* [Job]:
Every line of the material is to be quoted verbatim, minus the pictures.

"""

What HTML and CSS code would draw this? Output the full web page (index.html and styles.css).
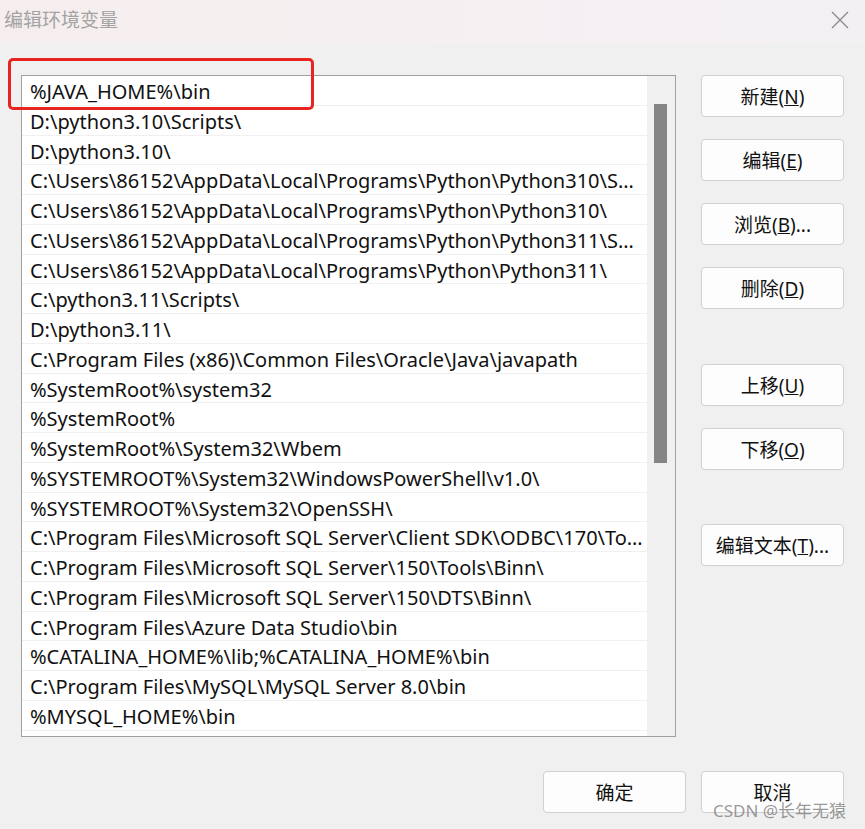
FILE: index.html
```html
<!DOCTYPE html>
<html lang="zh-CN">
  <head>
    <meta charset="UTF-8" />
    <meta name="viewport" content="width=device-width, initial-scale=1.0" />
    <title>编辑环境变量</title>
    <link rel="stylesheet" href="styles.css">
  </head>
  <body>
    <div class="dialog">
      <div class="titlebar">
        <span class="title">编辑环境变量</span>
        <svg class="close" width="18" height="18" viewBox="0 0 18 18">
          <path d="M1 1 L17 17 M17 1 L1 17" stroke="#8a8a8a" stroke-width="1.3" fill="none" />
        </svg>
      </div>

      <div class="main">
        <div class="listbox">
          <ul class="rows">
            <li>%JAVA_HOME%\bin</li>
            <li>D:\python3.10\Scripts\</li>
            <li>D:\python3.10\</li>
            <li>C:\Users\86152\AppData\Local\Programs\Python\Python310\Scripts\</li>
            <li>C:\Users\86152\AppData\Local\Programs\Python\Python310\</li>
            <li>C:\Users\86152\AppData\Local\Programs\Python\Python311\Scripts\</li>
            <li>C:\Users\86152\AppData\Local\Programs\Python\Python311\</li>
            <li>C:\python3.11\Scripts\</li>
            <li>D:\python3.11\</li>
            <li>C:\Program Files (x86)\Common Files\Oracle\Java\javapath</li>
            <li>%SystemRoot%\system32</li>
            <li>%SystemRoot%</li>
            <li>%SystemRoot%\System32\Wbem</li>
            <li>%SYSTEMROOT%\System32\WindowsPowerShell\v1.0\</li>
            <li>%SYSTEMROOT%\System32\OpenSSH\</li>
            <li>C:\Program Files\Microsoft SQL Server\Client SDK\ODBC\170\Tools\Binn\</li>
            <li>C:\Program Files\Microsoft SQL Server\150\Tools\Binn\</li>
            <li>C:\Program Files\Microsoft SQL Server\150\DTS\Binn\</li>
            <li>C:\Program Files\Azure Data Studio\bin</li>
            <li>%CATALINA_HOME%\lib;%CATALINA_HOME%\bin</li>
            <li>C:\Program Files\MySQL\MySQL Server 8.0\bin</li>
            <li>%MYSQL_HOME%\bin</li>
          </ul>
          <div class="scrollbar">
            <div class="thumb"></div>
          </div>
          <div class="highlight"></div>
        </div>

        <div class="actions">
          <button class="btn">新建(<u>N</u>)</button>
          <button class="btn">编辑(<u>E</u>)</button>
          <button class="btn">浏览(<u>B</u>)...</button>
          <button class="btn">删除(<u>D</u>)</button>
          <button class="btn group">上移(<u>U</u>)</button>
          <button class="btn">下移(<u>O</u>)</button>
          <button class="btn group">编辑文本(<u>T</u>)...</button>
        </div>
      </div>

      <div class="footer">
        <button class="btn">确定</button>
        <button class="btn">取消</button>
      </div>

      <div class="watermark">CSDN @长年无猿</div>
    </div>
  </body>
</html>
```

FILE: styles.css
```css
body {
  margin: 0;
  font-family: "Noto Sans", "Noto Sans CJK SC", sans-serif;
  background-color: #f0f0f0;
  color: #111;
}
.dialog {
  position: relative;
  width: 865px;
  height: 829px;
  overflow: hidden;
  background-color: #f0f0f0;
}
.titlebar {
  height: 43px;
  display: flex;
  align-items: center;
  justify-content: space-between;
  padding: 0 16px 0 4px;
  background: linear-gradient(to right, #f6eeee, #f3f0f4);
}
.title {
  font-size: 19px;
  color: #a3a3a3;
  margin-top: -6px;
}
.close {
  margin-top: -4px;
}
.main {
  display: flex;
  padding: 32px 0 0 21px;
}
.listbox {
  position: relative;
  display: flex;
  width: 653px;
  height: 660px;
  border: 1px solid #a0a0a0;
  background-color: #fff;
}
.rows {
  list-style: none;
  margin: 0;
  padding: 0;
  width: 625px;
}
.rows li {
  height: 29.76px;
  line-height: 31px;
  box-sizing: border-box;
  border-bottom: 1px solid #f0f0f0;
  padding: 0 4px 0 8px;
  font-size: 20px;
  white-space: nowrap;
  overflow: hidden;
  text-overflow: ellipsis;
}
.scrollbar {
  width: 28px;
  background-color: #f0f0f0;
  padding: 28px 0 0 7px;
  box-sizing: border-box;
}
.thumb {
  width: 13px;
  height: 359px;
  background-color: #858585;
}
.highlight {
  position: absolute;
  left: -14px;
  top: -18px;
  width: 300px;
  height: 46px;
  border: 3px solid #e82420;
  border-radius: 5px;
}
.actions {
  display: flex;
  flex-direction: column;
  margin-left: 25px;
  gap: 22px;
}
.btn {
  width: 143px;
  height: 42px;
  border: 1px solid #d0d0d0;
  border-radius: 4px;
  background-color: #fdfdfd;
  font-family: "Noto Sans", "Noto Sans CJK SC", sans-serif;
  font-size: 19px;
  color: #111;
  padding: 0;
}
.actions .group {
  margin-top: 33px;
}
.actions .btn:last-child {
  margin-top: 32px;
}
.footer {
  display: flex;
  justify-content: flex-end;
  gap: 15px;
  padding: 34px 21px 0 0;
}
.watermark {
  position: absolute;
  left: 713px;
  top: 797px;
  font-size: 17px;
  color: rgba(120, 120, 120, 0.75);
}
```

"""

* [Reply to the exercise]:
What HTML and CSS code would draw this? Output the full web page (index.html and styles.css).
FILE: index.html
```html
<!DOCTYPE html>
<html lang="zh-CN">
  <head>
    <meta charset="UTF-8" />
    <meta name="viewport" content="width=device-width, initial-scale=1.0" />
    <title>编辑环境变量</title>
    <link rel="stylesheet" href="styles.css">
  </head>
  <body>
    <div class="dialog">
      <div class="titlebar">
        <span class="title">编辑环境变量</span>
        <svg class="close" width="18" height="18" viewBox="0 0 18 18">
          <path d="M1 1 L17 17 M17 1 L1 17" stroke="#8a8a8a" stroke-width="1.3" fill="none" />
        </svg>
      </div>

      <div class="main">
        <div class="listbox">
          <ul class="rows">
            <li>%JAVA_HOME%\bin</li>
            <li>D:\python3.10\Scripts\</li>
            <li>D:\python3.10\</li>
            <li>C:\Users\86152\AppData\Local\Programs\Python\Python310\Scripts\</li>
            <li>C:\Users\86152\AppData\Local\Programs\Python\Python310\</li>
            <li>C:\Users\86152\AppData\Local\Programs\Python\Python311\Scripts\</li>
            <li>C:\Users\86152\AppData\Local\Programs\Python\Python311\</li>
            <li>C:\python3.11\Scripts\</li>
            <li>D:\python3.11\</li>
            <li>C:\Program Files (x86)\Common Files\Oracle\Java\javapath</li>
            <li>%SystemRoot%\system32</li>
            <li>%SystemRoot%</li>
            <li>%SystemRoot%\System32\Wbem</li>
            <li>%SYSTEMROOT%\System32\WindowsPowerShell\v1.0\</li>
            <li>%SYSTEMROOT%\System32\OpenSSH\</li>
            <li>C:\Program Files\Microsoft SQL Server\Client SDK\ODBC\170\Tools\Binn\</li>
            <li>C:\Program Files\Microsoft SQL Server\150\Tools\Binn\</li>
            <li>C:\Program Files\Microsoft SQL Server\150\DTS\Binn\</li>
            <li>C:\Program Files\Azure Data Studio\bin</li>
            <li>%CATALINA_HOME%\lib;%CATALINA_HOME%\bin</li>
            <li>C:\Program Files\MySQL\MySQL Server 8.0\bin</li>
            <li>%MYSQL_HOME%\bin</li>
          </ul>
          <div class="scrollbar">
            <div class="thumb"></div>
          </div>
          <div class="highlight"></div>
        </div>

        <div class="actions">
          <button class="btn">新建(<u>N</u>)</button>
          <button class="btn">编辑(<u>E</u>)</button>
          <button class="btn">浏览(<u>B</u>)...</button>
          <button class="btn">删除(<u>D</u>)</button>
          <button class="btn group">上移(<u>U</u>)</button>
          <button class="btn">下移(<u>O</u>)</button>
          <button class="btn group">编辑文本(<u>T</u>)...</button>
        </div>
      </div>

      <div class="footer">
        <button class="btn">确定</button>
        <button class="btn">取消</button>
      </div>

      <div class="watermark">CSDN @长年无猿</div>
    </div>
  </body>
</html>
```

FILE: styles.css
```css
body {
  margin: 0;
  font-family: "Noto Sans", "Noto Sans CJK SC", sans-serif;
  background-color: #f0f0f0;
  color: #111;
}
.dialog {
  position: relative;
  width: 865px;
  height: 829px;
  overflow: hidden;
  background-color: #f0f0f0;
}
.titlebar {
  height: 43px;
  display: flex;
  align-items: center;
  justify-content: space-between;
  padding: 0 16px 0 4px;
  background: linear-gradient(to right, #f6eeee, #f3f0f4);
}
.title {
  font-size: 19px;
  color: #a3a3a3;
  margin-top: -6px;
}
.close {
  margin-top: -4px;
}
.main {
  display: flex;
  padding: 32px 0 0 21px;
}
.listbox {
  position: relative;
  display: flex;
  width: 653px;
  height: 660px;
  border: 1px solid #a0a0a0;
  background-color: #fff;
}
.rows {
  list-style: none;
  margin: 0;
  padding: 0;
  width: 625px;
}
.rows li {
  height: 29.76px;
  line-height: 31px;
  box-sizing: border-box;
  border-bottom: 1px solid #f0f0f0;
  padding: 0 4px 0 8px;
  font-size: 20px;
  white-space: nowrap;
  overflow: hidden;
  text-overflow: ellipsis;
}
.scrollbar {
  width: 28px;
  background-color: #f0f0f0;
  padding: 28px 0 0 7px;
  box-sizing: border-box;
}
.thumb {
  width: 13px;
  height: 359px;
  background-color: #858585;
}
.highlight {
  position: absolute;
  left: -14px;
  top: -18px;
  width: 300px;
  height: 46px;
  border: 3px solid #e82420;
  border-radius: 5px;
}
.actions {
  display: flex;
  flex-direction: column;
  margin-left: 25px;
  gap: 22px;
}
.btn {
  width: 143px;
  height: 42px;
  border: 1px solid #d0d0d0;
  border-radius: 4px;
  background-color: #fdfdfd;
  font-family: "Noto Sans", "Noto Sans CJK SC", sans-serif;
  font-size: 19px;
  color: #111;
  padding: 0;
}
.actions .group {
  margin-top: 33px;
}
.actions .btn:last-child {
  margin-top: 32px;
}
.footer {
  display: flex;
  justify-content: flex-end;
  gap: 15px;
  padding: 34px 21px 0 0;
}
.watermark {
  position: absolute;
  left: 713px;
  top: 797px;
  font-size: 17px;
  color: rgba(120, 120, 120, 0.75);
}
```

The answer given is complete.